Quiséramos ter um coração grande como o de D. Hélder que sabia mostrar o amor do Pai, retirando de dentro de nós as soluções para os problemas do dia a dia numa mensagem de amor dirigida ao povo simples e humilde, quando Arcebispo de Olinda e Recife.

Mas o mal se agigantou e agora, das páginas de todos os jornais, não só dos pasquins e da imprensa marron, jorram sangue e podridão. Santo Agostinho numa passagem de sua obra – A Cidade de Deus, escreve: “Dois amores fundaram duas cidade, a saber, o amor próprio levado ao desprezo de Deus, a  terrena; o amor de Deus levado ao desprezo de si próprio, a celestial. (Lib XIV, cap. 28).E continua mais adiante: “A natureza pervertida pelo pecado engendra os cidadãos da cidade terrena; a graça , que liberta a natureza do pecado, engendra os cidadãos da cidade celeste.” (Lib XV, cap. 2).

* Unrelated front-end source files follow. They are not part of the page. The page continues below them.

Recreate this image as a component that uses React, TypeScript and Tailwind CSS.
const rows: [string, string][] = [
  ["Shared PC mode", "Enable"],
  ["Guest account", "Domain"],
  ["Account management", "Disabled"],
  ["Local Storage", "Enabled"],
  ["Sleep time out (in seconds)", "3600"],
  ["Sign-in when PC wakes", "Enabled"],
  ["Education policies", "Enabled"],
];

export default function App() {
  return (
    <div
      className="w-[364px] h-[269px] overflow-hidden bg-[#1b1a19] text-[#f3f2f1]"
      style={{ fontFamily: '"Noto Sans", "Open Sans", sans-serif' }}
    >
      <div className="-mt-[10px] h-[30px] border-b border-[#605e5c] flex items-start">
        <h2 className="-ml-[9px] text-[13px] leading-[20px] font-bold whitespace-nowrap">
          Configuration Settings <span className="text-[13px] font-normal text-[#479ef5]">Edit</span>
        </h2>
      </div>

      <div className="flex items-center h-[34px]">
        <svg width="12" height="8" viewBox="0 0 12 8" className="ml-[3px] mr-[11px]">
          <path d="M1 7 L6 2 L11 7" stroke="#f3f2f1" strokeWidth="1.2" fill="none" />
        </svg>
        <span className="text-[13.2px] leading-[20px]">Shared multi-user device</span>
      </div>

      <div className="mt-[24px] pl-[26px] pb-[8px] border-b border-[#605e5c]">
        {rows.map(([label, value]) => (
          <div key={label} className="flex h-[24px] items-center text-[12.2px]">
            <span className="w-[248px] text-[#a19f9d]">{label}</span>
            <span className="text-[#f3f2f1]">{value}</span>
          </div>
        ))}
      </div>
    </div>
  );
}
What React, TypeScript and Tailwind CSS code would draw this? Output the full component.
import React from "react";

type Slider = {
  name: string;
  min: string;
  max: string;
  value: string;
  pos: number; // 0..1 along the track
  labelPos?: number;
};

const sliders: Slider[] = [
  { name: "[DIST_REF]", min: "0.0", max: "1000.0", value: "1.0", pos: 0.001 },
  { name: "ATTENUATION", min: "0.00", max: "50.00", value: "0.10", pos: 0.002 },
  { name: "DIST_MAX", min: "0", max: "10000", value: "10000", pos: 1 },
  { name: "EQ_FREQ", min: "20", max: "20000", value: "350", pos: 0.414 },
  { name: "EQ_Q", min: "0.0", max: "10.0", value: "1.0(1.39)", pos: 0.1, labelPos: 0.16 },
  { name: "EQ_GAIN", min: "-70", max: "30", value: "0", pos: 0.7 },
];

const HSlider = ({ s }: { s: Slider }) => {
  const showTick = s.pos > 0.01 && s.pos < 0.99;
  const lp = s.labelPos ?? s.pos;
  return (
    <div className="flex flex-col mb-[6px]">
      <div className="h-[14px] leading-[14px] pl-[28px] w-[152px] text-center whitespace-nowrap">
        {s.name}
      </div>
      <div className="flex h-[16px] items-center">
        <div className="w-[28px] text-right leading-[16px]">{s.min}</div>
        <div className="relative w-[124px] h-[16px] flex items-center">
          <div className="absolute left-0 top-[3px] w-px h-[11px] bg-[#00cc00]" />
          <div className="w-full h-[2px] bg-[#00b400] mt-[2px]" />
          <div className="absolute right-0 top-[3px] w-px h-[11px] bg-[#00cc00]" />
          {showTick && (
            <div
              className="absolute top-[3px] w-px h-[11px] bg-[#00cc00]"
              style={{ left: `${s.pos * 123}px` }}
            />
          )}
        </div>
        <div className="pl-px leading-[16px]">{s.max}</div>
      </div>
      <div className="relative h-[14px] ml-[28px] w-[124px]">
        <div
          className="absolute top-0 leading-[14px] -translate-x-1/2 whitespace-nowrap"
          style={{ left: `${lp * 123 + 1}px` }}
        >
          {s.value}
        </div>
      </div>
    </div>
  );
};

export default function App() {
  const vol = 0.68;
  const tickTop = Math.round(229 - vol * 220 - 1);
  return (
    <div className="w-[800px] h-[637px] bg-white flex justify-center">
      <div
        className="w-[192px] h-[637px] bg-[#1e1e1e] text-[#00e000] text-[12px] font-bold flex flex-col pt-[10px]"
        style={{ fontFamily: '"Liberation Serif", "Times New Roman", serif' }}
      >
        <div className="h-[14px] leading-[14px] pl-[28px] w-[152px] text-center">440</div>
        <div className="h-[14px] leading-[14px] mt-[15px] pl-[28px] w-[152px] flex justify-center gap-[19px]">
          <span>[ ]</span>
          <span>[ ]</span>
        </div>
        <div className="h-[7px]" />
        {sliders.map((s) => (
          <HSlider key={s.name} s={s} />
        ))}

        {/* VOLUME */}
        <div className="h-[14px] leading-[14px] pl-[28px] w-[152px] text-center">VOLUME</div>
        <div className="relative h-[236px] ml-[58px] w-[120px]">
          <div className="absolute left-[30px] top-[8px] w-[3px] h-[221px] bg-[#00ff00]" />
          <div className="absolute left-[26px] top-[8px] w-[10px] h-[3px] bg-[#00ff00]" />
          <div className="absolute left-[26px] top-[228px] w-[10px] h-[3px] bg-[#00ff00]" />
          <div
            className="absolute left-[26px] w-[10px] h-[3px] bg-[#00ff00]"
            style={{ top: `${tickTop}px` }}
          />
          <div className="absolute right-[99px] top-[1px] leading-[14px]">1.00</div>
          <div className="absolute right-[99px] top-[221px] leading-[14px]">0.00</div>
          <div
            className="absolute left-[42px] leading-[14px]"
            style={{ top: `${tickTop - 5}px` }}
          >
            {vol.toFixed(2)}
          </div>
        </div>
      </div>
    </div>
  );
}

Poderíamos, e assim penso meditando a Palavra de Deus, dizer que a cidade terrena é também o campo de prova dos que têm fé e, na luta diária e diuturna, procuram vencer o mal e levar a mensagem de paz a todos os homens. Constituímos, dentro da cidade terrena, a cidade de Cristo, a sua Igreja, sacramento de santificação para o mundo.

Se há o crescimento do mal, maior dever ser nosso empenho e trabalho missionário e profético para transformar em primeiro lugar os corações, mas também as estruturas da sociedade, pois toda a natureza espera, com ansiedade o advento do Reino de Cristo que tudo santificará para a entrega ao Pai.(Cf. Rm. 8)

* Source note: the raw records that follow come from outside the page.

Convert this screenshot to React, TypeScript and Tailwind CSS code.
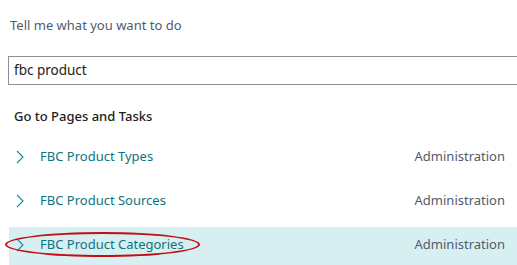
const rows = [
  { title: 'FBC Product Types', area: 'Administration' },
  { title: 'FBC Product Sources', area: 'Administration' },
  { title: 'FBC Product Categories', area: 'Administration', selected: true },
];

function Chevron() {
  return (
    <svg width="8" height="14" viewBox="0 0 8 14" fill="none" className="shrink-0">
      <polyline points="1,1 7,7 1,13" stroke="#1b8a93" strokeWidth="1.1" />
    </svg>
  );
}

export default function App() {
  return (
    <div
      className="relative h-[265px] w-[517px] overflow-hidden bg-white"
      style={{ fontFamily: '"Noto Sans", "Open Sans", sans-serif' }}
    >
      <p className="pl-[10px] pt-[16px] text-[13px] leading-[18px] text-[#505c6d]">Tell me what you want to do</p>

      <div className="ml-[8px] mt-[22px] flex h-[29px] items-center border border-r-0 border-[#8a8f9c] pl-[5px] text-[13.5px] text-[#212121]">
        fbc product
      </div>

      <h2 className="pl-[14px] pt-[21px] text-[13px] font-medium leading-[20px] text-[#212121]">Go to Pages and Tasks</h2>

      <div className="mt-[13px] pl-[9px]">
        {rows.map((row) => (
          <div
            key={row.title}
            className={`mb-[6px] flex h-[38px] items-center pb-[2px] pl-[7px] pr-[12px] ${row.selected ? 'bg-[#d8eff2]' : ''}`}
          >
            <Chevron />
            <span className="ml-[16px] text-[13px] text-[#0e737b]">{row.title}</span>
            <span className="ml-auto text-[13px] text-[#505c6d]">{row.area}</span>
          </div>
        ))}
      </div>

      <div className="absolute left-[5px] top-[232px] h-[25px] w-[195px] rounded-[50%] border-2 border-[#c10e12]" />
    </div>
  );
}
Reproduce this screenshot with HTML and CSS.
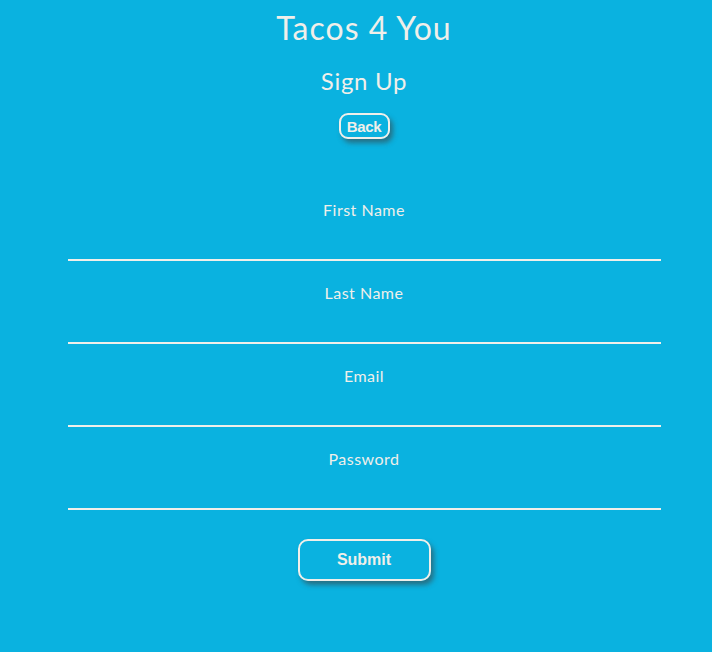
FILE: index.html
```html
<!DOCTYPE html>
<html>
<head>
<meta charset="utf-8">
<link rel="stylesheet" href="styles.css">
</head>
<body>
<main class="page">
  <h1 class="title">Tacos 4 You</h1>
  <h2 class="subtitle">Sign Up</h2>
  <button class="btn btn-back" type="button">Back</button>
  <form class="form">
    <div class="field">
      <label class="label" for="first">First Name</label>
      <input class="input" id="first" type="text">
    </div>
    <div class="field">
      <label class="label" for="last">Last Name</label>
      <input class="input" id="last" type="text">
    </div>
    <div class="field">
      <label class="label" for="email">Email</label>
      <input class="input" id="email" type="email">
    </div>
    <div class="field">
      <label class="label" for="pw">Password</label>
      <input class="input" id="pw" type="password">
    </div>
    <button class="btn btn-submit" type="submit">Submit</button>
  </form>
</main>
</body>
</html>
```
FILE: styles.css
```css
html, body {
  margin: 0;
  padding: 0;
  background: #0ab2e0;
}
body {
  font-family: "Lato", "Open Sans", sans-serif;
  color: #f0efea;
  height: 652px;
  overflow: hidden;
}
.page {
  display: flex;
  flex-direction: column;
  align-items: center;
  padding-left: 16px;
}
.title {
  margin: 8px 0 0;
  font-size: 32px;
  line-height: 40px;
  font-weight: 400;
  letter-spacing: 1px;
}
.subtitle {
  margin: 18px 0 0;
  font-size: 24px;
  line-height: 30px;
  font-weight: 400;
  letter-spacing: 0.7px;
}
.btn {
  font-family: "Liberation Sans", Arial, sans-serif;
  font-weight: bold;
  color: #f0efea;
  background: transparent;
  border: 2px solid #f0efea;
  border-radius: 9px;
  box-shadow: 3px 4px 5px rgba(60, 60, 60, 0.55);
  cursor: pointer;
}
.btn-back {
  margin-top: 17px;
  width: 51px;
  height: 26px;
  padding: 0;
  font-size: 15px;
  letter-spacing: -0.3px;
}
.form {
  width: 593px;
  margin-top: 62px;
  display: flex;
  flex-direction: column;
  align-items: center;
}
.field {
  width: 100%;
  display: flex;
  flex-direction: column;
  margin-bottom: 23px;
}
.label {
  text-align: center;
  font-size: 16px;
  line-height: 18px;
  letter-spacing: 0.5px;
}
.input {
  height: 42px;
  box-sizing: border-box;
  background: transparent;
  border: none;
  border-bottom: 2px solid #f0efea;
  outline: none;
  color: #f0efea;
}
.btn-submit {
  margin-top: 6px;
  width: 133px;
  height: 42px;
  font-size: 16px;
  border-radius: 10px;
}
```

Politicamente, o governo da cidade está em nossas mãos. Tem-se falado no voto consciente. Mas quero acrescentar, depois do voto, cabe-nos a responsabilidade da exigência de seriedade na gestão da coisa pública, da paz e da tranqüilidade na ordem e no desenvolvimento harmônico de todos os cidadãos e classes e não só de privilegiados.

O Concílio Ecumênico Vaticano II, no Decreto “Apostolicam Actuositatem”, nos ensina que “a obra redentora de Cristo, que consiste essencialmente na salvação dos homens, inclui também a restauração da ordem temporal” e que devemos assumir a renovação desse ordenamento por um trabalho intenso, guiados pelo Evangelho.

Um olhar sobre a cidade, não nos deve só trazer a tristeza  no coração. Com a graça de Deus, empenhemo-nos de corpo e alma na renovação de nossa pátria numa cultura cristã de respeito, trabalho e dignidade, para que possamos ser a realidade do sonho de São João Bosco, um país cuja capital é simbolizada pela cruz redentora e o celeiro do mundo.